WHITE ON WHITE
KAZIMIR MALEVICH, 1918
So... your first thought is probably: it's not finished. Or... this is the primer? This is White on White. Malevich. Russia's still shaking from the Revolution, and his big move is... a white square. On a white background. No workers, nothing you could turn into a poster. Either unbelievably brave, or the driest joke in the building. Look closer, though. It's not even one white. It's two. The background's a little warmer, the square a little cooler. The whole drama here is basically, no, that one's cream. And the square's tipped. He'd been looking at aerial photos. He wanted it to float. He called the project Suprematism, and he'd spent years cutting painting down to less and less. A black square. Then a few floating shapes.
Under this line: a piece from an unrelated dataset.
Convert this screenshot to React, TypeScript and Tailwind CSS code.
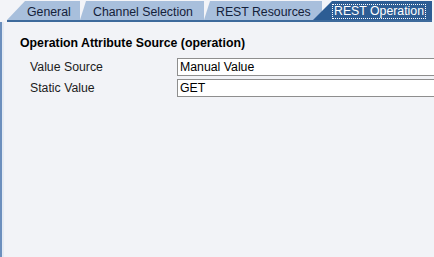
import React from "react";

type Tab = {
  label: string;
  width: number;
  slant: number;
  overlap: number;
  pad: number;
  active?: boolean;
};

const TABS: Tab[] = [
  { label: "General", width: 73, slant: 18, overlap: 0, pad: 20 },
  { label: "Channel Selection", width: 124, slant: 6, overlap: 0, pad: 13 },
  { label: "REST Resources", width: 118, slant: 6, overlap: 0, pad: 12 },
  { label: "REST Operation", width: 119, slant: 19, overlap: 9, pad: 19, active: true },
];

function TabItem({ tab }: { tab: Tab }) {
  // slanted left edge, like the old SAP tab strip
  const clip = `polygon(${tab.slant}px 0, 100% 0, 100% 100%, 0 100%)`;
  return (
    <div
      className={
        "relative flex h-[19px] shrink-0 items-center pt-[2px] " +
        (tab.active ? "bg-[#2d5d94] text-white" : "bg-[#a8bfdc] text-[#14213a]")
      }
      style={{
        width: tab.width,
        marginLeft: -tab.overlap,
        paddingLeft: tab.pad,
        clipPath: clip,
      }}
    >
      {tab.active ? (
        <span className="border border-dotted border-white px-px leading-[13px]">{tab.label}</span>
      ) : (
        <span className="leading-[14px]">{tab.label}</span>
      )}
    </div>
  );
}

function Field({ label, value }: { label: string; value: string }) {
  return (
    <div className="flex h-[18px] items-center">
      <div className="w-[147px] shrink-0 text-[#1c1c1c]">{label}</div>
      <div className="flex h-[18px] w-[270px] shrink-0 items-center border border-[#8e8e8e] bg-white pl-[2px] text-black">
        {value}
      </div>
    </div>
  );
}

export default function App() {
  return (
    <div
      className="h-[257px] w-[434px] overflow-hidden bg-[#f3f4f8] text-[12.3px]"
      style={{ fontFamily: '"Liberation Sans", Arial, sans-serif' }}
    >
      <div className="flex h-[22px] items-end pl-[7px]">
        <div className="flex items-end border-b-2 border-[#3e6a9c]">
          {TABS.map((t) => (
            <TabItem key={t.label} tab={t} />
          ))}
        </div>
      </div>
      <div className="flex h-[235px]">
        <div className="w-[2px] shrink-0 bg-[#6c8fbd]" />
        <div className="w-[2px] shrink-0 bg-[#e4eaf3]" />
        <div className="min-w-0 flex-1 overflow-hidden bg-[#f2f3f7] pl-[16px] pt-[12px]">
          <div className="font-bold text-black">Operation Attribute Source (operation)</div>
          <div className="mt-[6px] flex flex-col gap-[3px] pl-[10px]">
            <Field label="Value Source" value="Manual Value" />
            <Field label="Static Value" value="GET" />
          </div>
        </div>
      </div>
    </div>
  );
}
And here, the color goes too. Two whites, and a square you can barely find. Kind of a brutal thing to do to somebody in a museum. Nowhere to hide. No face, no story. Just you, and however much quiet you can stand. Stick around, though, and the square starts to come loose. Stops being a shape on a wall. Starts feeling like a piece of the world that just won't turn into a picture. Then history shows up. 1927, he leaves a stack of paintings in Berlin, this one with them, and never comes back for them. The Soviets turn on his crowd. He's arrested, told to knock it off and paint peasants. He dies never knowing this one had slipped out to New York. Which changes the room. The painting that looks like nothing outlived everyone who wanted art to behave. Still here. Still not doing what it's told.